▶ [WORK TO DO] Collect each line holding the string "React".

▶ [DATA]
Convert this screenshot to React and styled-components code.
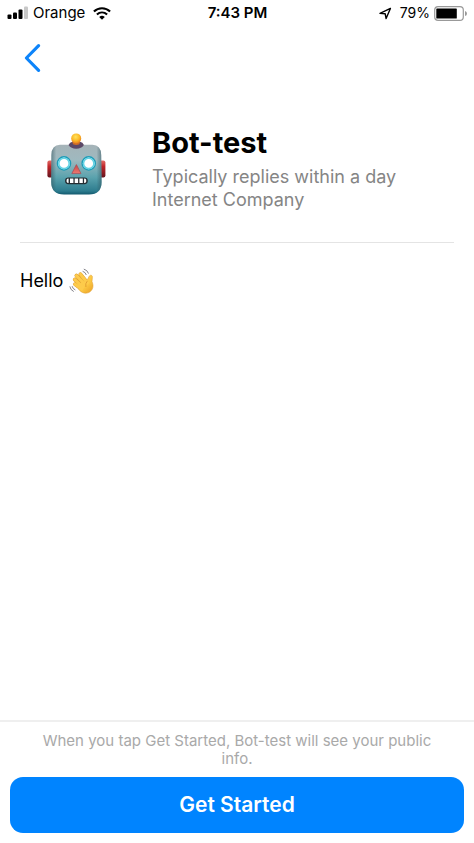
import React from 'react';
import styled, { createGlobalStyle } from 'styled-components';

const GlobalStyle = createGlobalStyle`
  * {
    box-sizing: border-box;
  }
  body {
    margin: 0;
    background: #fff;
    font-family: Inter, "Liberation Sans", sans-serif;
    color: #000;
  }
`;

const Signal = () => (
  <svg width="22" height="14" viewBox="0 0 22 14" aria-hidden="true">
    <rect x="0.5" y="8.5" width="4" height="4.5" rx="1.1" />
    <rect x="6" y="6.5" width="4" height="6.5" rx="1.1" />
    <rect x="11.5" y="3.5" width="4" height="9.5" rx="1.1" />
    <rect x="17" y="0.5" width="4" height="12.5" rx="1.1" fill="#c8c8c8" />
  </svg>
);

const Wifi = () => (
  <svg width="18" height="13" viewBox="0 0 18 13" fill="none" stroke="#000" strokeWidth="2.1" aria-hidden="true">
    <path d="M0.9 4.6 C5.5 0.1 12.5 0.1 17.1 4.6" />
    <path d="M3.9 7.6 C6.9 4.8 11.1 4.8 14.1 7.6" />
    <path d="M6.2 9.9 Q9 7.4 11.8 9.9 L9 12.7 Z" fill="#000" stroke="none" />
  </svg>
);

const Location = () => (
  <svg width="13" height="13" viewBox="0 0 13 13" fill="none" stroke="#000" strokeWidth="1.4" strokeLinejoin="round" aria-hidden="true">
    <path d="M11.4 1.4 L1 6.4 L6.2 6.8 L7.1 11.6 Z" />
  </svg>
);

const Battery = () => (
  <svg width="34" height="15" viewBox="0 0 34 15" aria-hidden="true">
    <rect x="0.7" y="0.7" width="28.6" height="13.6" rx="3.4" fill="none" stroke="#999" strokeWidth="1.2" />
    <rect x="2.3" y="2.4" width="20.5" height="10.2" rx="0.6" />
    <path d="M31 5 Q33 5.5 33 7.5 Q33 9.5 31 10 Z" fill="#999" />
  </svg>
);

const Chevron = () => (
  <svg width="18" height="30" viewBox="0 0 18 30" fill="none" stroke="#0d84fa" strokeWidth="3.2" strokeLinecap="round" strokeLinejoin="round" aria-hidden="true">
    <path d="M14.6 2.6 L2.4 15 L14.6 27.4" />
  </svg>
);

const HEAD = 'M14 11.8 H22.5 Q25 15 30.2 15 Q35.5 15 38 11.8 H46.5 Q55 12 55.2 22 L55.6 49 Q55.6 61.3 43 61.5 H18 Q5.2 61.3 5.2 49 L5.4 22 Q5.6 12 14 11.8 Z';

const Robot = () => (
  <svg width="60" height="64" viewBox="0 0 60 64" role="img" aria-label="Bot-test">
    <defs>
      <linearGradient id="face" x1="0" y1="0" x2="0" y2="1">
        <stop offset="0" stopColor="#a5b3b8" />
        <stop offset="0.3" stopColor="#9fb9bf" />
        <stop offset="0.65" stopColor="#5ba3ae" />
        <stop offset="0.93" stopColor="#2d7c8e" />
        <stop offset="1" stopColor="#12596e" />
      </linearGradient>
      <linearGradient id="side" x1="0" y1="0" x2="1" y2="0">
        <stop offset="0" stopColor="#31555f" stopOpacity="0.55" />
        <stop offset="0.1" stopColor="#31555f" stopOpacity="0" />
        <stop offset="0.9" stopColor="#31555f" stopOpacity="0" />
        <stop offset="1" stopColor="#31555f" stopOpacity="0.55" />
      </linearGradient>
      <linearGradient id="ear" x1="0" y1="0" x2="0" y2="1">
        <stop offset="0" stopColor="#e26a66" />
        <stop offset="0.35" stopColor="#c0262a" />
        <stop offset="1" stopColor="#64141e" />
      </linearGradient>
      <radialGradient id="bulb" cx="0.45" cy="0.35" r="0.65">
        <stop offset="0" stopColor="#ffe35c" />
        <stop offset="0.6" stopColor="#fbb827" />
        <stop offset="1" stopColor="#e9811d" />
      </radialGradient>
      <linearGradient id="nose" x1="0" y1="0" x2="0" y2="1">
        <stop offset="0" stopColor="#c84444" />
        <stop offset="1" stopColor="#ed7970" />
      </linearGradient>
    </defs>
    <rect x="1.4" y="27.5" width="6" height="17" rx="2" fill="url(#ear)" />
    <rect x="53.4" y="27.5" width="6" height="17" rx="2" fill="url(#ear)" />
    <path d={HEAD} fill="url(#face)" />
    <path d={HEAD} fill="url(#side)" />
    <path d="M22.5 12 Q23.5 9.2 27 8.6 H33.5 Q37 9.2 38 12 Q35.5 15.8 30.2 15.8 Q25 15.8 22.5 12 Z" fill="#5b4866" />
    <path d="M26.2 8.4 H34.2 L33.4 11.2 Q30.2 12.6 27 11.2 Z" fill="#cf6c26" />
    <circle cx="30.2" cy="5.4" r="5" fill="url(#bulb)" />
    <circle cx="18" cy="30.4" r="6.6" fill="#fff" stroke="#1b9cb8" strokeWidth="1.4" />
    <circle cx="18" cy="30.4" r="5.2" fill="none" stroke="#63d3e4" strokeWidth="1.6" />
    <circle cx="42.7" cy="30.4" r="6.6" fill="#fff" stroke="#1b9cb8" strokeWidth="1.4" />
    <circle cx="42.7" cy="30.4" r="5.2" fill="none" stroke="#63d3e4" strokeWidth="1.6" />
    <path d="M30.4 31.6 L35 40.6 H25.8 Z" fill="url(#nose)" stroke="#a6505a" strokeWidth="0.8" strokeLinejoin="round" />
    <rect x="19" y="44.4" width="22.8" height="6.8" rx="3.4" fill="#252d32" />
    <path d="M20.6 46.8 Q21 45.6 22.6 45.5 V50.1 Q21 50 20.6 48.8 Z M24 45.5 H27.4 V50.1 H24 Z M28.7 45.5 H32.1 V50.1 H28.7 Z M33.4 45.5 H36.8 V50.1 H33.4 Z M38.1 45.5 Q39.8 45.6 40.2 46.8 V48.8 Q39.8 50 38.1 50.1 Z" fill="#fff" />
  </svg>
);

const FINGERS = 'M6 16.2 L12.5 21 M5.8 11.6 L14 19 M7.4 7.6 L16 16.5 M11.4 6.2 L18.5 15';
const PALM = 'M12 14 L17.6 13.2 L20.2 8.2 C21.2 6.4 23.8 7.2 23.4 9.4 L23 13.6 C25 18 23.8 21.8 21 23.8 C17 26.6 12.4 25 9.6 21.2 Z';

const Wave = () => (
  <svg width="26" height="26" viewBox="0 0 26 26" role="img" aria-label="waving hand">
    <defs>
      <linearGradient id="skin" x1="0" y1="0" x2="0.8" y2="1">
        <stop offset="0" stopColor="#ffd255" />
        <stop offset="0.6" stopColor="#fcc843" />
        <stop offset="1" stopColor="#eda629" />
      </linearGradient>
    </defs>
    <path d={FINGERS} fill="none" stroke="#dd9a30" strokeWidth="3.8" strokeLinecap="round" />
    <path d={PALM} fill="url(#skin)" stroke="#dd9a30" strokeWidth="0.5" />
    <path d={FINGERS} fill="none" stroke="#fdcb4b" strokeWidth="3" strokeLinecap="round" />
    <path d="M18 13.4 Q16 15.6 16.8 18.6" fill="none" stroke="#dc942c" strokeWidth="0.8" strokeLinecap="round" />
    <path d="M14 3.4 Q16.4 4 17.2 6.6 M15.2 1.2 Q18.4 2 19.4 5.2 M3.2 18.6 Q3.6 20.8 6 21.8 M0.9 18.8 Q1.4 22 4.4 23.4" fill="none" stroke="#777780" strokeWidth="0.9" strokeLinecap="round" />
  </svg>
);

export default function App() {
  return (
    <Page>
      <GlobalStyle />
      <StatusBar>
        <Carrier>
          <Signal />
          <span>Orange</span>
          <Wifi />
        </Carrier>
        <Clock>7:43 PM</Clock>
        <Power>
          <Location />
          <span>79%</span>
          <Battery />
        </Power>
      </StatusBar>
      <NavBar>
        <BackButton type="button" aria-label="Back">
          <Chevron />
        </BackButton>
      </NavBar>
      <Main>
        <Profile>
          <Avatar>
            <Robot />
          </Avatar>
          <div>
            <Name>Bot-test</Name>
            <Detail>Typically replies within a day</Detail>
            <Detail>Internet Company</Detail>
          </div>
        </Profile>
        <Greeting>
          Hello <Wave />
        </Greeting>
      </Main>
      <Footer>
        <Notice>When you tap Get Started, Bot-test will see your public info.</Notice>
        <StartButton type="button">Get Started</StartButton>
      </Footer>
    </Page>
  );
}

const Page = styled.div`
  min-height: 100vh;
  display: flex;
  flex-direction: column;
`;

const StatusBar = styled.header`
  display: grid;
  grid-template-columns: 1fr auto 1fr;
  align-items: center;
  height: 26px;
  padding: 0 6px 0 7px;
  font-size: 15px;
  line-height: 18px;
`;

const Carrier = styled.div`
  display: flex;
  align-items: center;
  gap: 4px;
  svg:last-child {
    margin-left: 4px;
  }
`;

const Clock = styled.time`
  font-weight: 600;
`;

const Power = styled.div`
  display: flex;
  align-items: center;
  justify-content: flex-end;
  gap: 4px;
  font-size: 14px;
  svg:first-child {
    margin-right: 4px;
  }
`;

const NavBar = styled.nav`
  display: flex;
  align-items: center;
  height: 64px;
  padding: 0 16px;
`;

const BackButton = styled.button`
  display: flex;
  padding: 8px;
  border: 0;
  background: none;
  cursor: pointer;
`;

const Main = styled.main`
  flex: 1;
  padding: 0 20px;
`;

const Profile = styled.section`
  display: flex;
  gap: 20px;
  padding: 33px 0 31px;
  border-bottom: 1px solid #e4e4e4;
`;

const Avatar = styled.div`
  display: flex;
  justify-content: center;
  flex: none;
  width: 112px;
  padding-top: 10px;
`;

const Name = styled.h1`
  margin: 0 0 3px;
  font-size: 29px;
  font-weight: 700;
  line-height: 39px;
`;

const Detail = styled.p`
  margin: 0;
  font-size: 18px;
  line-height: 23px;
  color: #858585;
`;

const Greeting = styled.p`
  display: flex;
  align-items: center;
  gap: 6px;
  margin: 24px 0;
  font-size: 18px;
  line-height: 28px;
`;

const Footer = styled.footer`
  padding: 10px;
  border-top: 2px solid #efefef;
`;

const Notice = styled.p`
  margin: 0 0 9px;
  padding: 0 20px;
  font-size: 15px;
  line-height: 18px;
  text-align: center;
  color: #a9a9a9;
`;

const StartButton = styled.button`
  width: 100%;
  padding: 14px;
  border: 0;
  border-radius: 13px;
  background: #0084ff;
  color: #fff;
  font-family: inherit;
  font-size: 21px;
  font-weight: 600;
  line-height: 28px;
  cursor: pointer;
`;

▶ [SOLVED EXERCISE]
Convert this screenshot to React and styled-components code.
import React from 'react';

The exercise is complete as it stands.